Olga seemed to enjoy the place, but we also learned that the place she liked to most has been the guesthouse room. There is were both of us are and were her toys are, so jungle walk are ok but they must not last too long. Going out to eat is also ok, especially if there is a high baby chair form where to drop systematically all kinds of food and paper towels, leaving to us to say we are sorry.

Next destination, direction West from the highlands, the island of Pangkor. We decided to go there to have also a chance to see how the seaside in Malaysia is. The best snorkeling and diving islands re on the east coast, nevertheless it has been good to be there. Olga definitely likes more the seas than the mountains. The island s was not busy as the monsoon season is starting and this year there are fewer tourists anyway. Good seafood, nice beach, white sand, easy to travel around with funny pink taxi-vans.

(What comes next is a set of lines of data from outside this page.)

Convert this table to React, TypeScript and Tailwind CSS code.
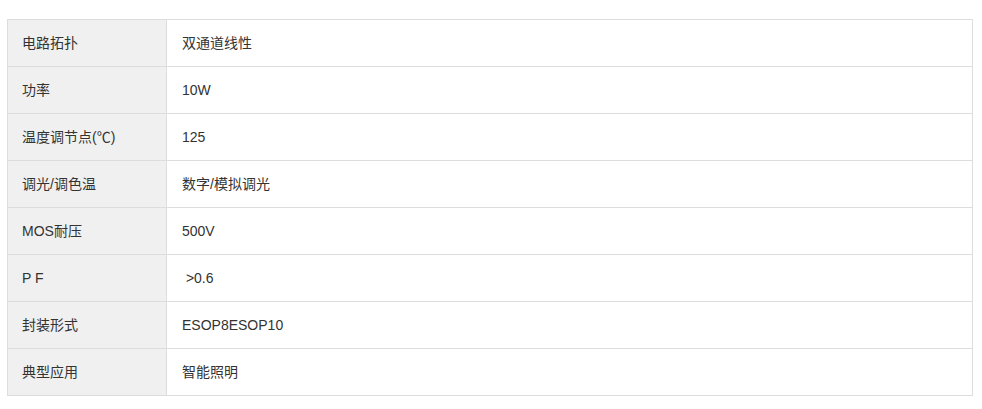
const rows: [string, string][] = [
  ['电路拓扑', '双通道线性'],
  ['功率', '10W'],
  ['温度调节点(℃)', '125'],
  ['调光/调色温', '数字/模拟调光'],
  ['MOS耐压', '500V'],
  ['P F', '\u00a0>0.6'],
  ['封装形式', 'ESOP8ESOP10'],
  ['典型应用', '智能照明'],
]

export default function App() {
  return (
    <div className="w-[982px] h-[409px] bg-white pt-[19px] pl-[7px]" style={{ fontFamily: '"Liberation Sans", "Noto Sans CJK SC", sans-serif' }}>
      <div className="w-[966px] border-t border-l border-[#dddddd] text-[14px] text-[#333333]">
        {rows.map(([k, v]) => (
          <div key={k} className="flex">
            <div className="w-[159px] h-[47px] flex items-center pl-[14px] bg-[#f0f0f0] border-r border-b border-[#dddddd]">
              {k}
            </div>
            <div className="flex-1 h-[47px] flex items-center pl-[15px] border-r border-b border-[#dddddd] whitespace-pre">
              {v}
            </div>
          </div>
        ))}
      </div>
    </div>
  )
}
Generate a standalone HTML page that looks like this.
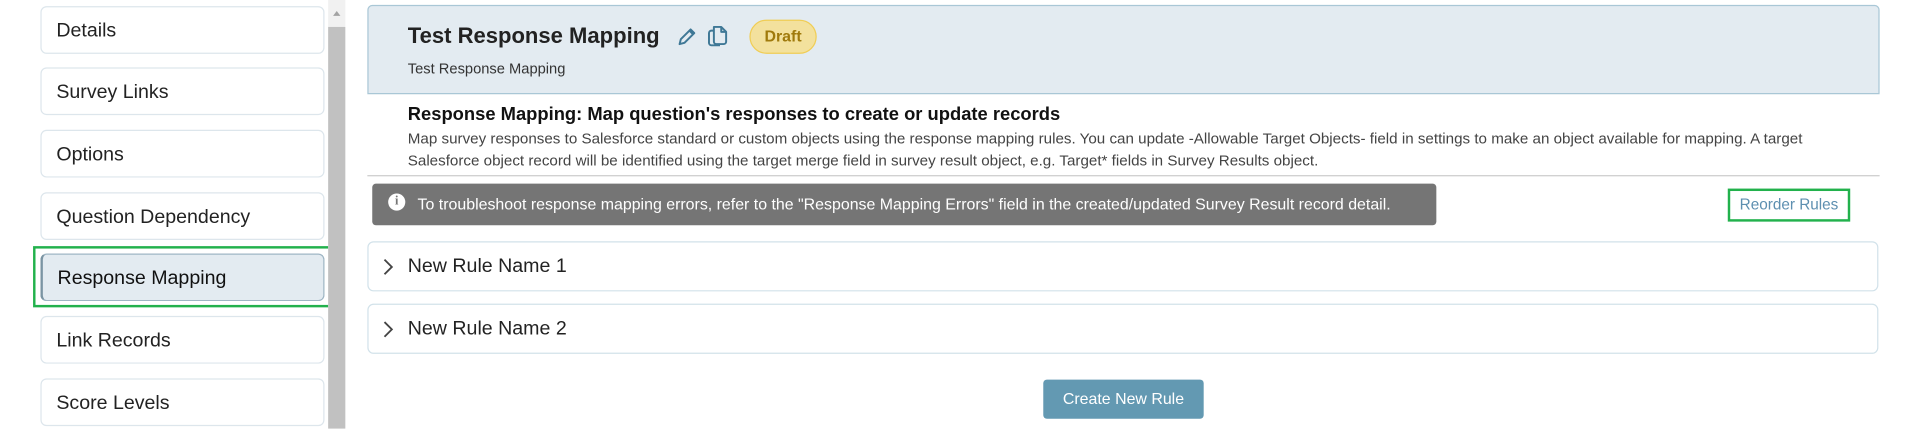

Back in KL we visited a Japanese friend, Yamico, working for UN. We met her in Cambodia before she moved here for the work and was good to see her and hear from here how is expat life in KL. Very different from Cambodia, she said. Malaysia is a developed country, in KL in full of shopping centers and you can find almost anything. She does not miss anything of the Japanese cuisine for example. Outside KL is of course different. There are villages and ever tribes that live in poverty, but the government tries to improve the situation. She finds that meeting people was easier in Phnom Penh. In KL many most of the foreigner work for companies, very few of them are involved in development work, therefore it is difficult to join and meet people in this field. In Phnom Penh everybody is involved in one way or another in development and therefore it is easier to get in contact with people.

In Italy we have a say: the grass of the neighbor is always greener. By that we mean that what we tend to consider more positive things that relate for example to another country. This is particularly true when traveling abroad and coming form a longer period in a country like Cambodia, I found myself looking at the bright side of Malaysia. But I am aware of that and I guess I also needed to feel a bit of comfort and not having to bargain for prices and fares. Though I know that Malaysia has much more resources than Cambodia, I needed maybe to see that development when there is commitment and will is possible and can succeed. I am sure that after a longer time over there also the problem will become more apparent: too much consumerism, too much logging, conflicts and tensions between the various ethnic groups. But for the meantime was nice to be surprised by the country.

We know we will be living at the end of the year and move back to Europe. Knowing that gives the impression of walking downhill. I feel less involved with the problems and try to avoid more discussion about the poverty, corruption, development. I feel this tiredness inside me. There to many problems in this country, at all level, involving everybody. Corruption and low education are to me the key elements. Corruption show they face as soon as one arrive at Phnom Penh airport in the area for the visa and passport control. Often there are queues because several planes land at the same time. In this areas there are more custom officer than needed and several of them just walk around seemingly spotting people, however by handing out a 5$ note, the passport can be discreetly taken by an officer, stamped, brought to the other side of the custom where one will be called jumping the whole queue.

This was our short trip to Malaysa. One more surprise at 00:09 of March 29th has been the tremor that woke us up and that linked us for a moment that seemed never ending with Western Sumatra and the second big earthquake that hit there.